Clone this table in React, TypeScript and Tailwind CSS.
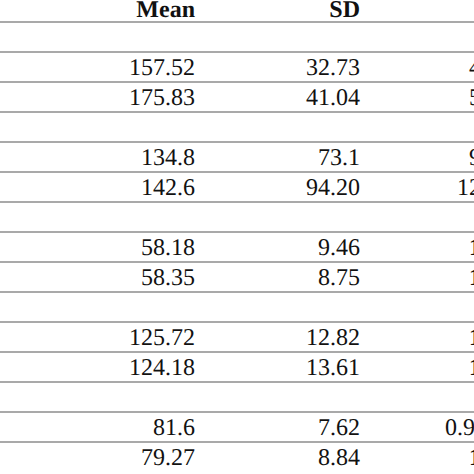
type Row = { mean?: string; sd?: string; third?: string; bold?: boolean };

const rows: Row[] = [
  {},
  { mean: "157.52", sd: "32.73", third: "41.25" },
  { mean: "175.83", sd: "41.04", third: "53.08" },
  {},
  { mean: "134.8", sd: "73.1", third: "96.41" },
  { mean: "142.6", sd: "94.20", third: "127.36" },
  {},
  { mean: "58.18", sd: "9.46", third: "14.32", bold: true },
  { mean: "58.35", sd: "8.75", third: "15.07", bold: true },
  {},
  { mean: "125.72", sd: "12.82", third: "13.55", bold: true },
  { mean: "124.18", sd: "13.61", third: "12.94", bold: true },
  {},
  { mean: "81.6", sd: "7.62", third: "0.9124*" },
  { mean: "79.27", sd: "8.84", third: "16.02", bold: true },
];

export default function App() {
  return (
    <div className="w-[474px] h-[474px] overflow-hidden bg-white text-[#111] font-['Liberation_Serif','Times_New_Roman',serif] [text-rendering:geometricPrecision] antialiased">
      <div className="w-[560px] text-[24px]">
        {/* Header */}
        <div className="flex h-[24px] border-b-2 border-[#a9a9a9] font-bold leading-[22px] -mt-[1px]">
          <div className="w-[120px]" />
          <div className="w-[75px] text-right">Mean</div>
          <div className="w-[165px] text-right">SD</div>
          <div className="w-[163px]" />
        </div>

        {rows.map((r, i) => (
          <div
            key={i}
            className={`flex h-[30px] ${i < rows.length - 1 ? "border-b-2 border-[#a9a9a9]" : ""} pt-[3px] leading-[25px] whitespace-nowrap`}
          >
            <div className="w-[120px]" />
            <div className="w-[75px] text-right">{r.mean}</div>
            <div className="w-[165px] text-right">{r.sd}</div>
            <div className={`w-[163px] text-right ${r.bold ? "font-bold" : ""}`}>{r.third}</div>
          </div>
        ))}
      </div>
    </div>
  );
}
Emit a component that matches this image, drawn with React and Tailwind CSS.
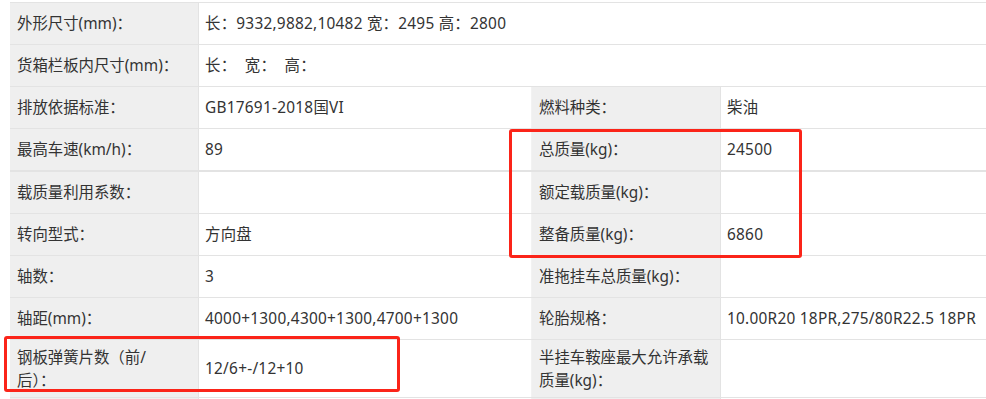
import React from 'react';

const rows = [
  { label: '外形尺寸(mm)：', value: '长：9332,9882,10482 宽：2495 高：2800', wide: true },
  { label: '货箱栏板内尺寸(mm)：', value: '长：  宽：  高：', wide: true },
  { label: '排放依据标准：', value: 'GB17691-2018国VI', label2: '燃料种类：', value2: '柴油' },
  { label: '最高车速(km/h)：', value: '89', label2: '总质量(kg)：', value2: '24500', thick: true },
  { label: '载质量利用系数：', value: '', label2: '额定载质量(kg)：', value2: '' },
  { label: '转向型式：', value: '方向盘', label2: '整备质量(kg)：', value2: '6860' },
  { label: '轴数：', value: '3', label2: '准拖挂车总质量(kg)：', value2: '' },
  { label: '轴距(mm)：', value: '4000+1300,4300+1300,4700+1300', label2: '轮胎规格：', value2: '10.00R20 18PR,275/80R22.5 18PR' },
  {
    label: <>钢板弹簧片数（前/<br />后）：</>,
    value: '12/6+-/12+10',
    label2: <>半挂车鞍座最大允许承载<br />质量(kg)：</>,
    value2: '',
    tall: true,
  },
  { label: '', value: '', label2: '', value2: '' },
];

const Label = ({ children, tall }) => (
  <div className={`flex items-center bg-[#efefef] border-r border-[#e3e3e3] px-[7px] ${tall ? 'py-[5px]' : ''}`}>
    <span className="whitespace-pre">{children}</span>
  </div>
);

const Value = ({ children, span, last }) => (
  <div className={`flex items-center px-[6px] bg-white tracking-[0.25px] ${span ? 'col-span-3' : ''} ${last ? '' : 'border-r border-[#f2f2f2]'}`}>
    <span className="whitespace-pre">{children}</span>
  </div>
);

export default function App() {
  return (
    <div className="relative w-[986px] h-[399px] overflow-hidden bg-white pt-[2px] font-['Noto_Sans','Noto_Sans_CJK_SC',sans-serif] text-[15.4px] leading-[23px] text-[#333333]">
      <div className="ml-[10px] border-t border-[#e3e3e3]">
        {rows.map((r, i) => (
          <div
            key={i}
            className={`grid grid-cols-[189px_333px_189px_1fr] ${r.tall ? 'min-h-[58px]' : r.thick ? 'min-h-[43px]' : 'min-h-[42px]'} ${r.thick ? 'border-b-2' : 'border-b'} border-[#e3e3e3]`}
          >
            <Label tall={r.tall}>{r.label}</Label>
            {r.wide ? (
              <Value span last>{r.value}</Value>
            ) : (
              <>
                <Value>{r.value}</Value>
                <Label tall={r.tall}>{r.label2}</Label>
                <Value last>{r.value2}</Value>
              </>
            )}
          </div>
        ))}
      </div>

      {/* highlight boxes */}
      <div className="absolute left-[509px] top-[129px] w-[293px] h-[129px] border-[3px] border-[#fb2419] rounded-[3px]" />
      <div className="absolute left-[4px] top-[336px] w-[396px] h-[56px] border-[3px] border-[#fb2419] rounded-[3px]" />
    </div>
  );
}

# # #

Pull out every line of the records that includes the string "this".

Solved problem
Clone this table in React, TypeScript and Tailwind CSS.
Emit a component that matches this image, drawn with React and Tailwind CSS.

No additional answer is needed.